Whether you belong to a start-up company or working on a multi-million-dollar project for a global market, you must all go through the process of budget allocation. This will help you determine if your budget and resources are going going where it's supposed to and is maximized. There are tips that can help you and your team set an appropriate budget that will meet your market research needs without the risk of over-spending.
5 Tips to Help You Allocate the Best Percentage of Your Budget for your Market Research Efforts:
Consider your overall budget
Before you even start planning your market research budget, it’s crucial that you nail down a firm overall budget first. Once this is taken care of, it would be easier for you to allocate an appropriate percentage of that budget to market research. Make sure you assign a reasonable portion of the overall budget to market research because it will only be more costly later on if you come across any issues just because you were trying to save money. At the same time, you don’t need to fork out almost half of your budget for market research alone.
Evaluate the past year’s budget
Evaluate how your team fared with your allocated budget the past year and check how and where it contributed to making better decisions. Did a new marketing strategy help improve sales? Did that new product launch during the second quarter lead to a new revenue stream? Were you able to avoid making costly errors? What new qualitative tools should you look into? Research and make a thorough analysis of what happened to the budget you and your team allocated for market research the past year so you can effectively look into the highs and lows of that year.
If you think the past year’s budget was insufficient, you need to identify why and what the ramifications are of this shortage. Apart from that, you need to identify new possible tools, strategies, and suppliers or third-party vendors where you can save more resources so you can include them in your upcoming plans.
Align with business objectives
Meet up with key business leaders in your company and identify the business objectives they’re targeting to address next year, either by brand or by division. It can be anywhere from optimizing online presence, increasing product trials, approving or disapproving new products, etcetera.

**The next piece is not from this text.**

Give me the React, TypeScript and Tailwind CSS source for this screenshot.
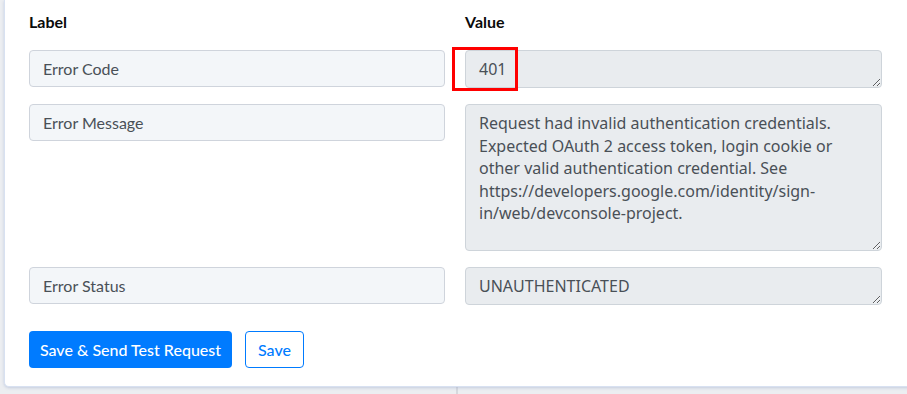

When you come up with research topics after meeting up and probing business leaders, you have to make sure that your topics:
- - Align with key business objectives
- - Can yield actionable results
- - Avoid “nice to knows”
Now, as you work with your team, classify these objectives into categories depending on priority. Given that you can’t implement all at the same time, you just have to figure out which divisions and objectives are more important and demand more resources than others. However, that doesn’t mean that you should ignore opportunities for lower priority divisions. You can look for other lower-cost research options to cater to their brands and products.
Create a budgeting plan
After gathering all the important information, this is part is where you sit down and create the actual budget. Come up with as many ‘what-if’ scenarios in your head and list down possible remedies for each. Carefully weigh the risk and rewards of each and every research endeavor you’re planning to implement. Re-evaluate existing activities and consider dropping it if it no longer serves the company’s goals to conserve resources. While doing so, understand that you can’t always follow through exactly how you planned things out so you also need to be prepared to adjust your budget and your timeline accordingly.

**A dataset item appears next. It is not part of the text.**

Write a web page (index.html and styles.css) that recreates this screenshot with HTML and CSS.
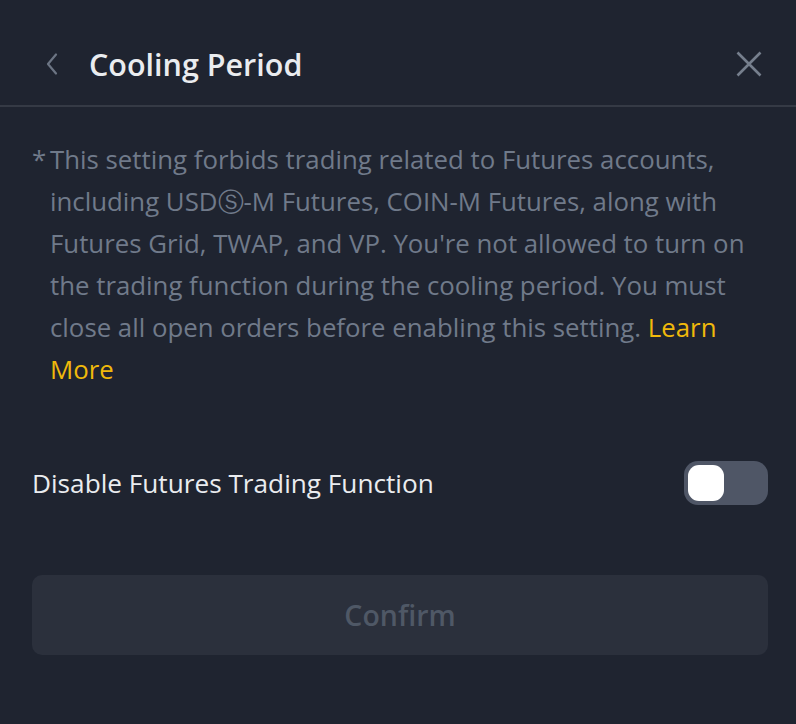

Here’s a sample partial annual marketing research plan that demonstrates how research objectives and methodologies align to business objectives:
Monitor the progress
Prevention is still better than cure. Hence, make it a habit to always set up periodic checkpoints of your annual research plan to make sure that your strategic priorities have not changed. This is to ensure that you are still on the right track – goals are being met and the allocated budget are being maximized.
Remember that there are circumstances that will force you to take a different route so just keep adding alternate scenarios as situations arise so that you can come up with available options and be prepared to make adjustments well before it becomes difficult to take action.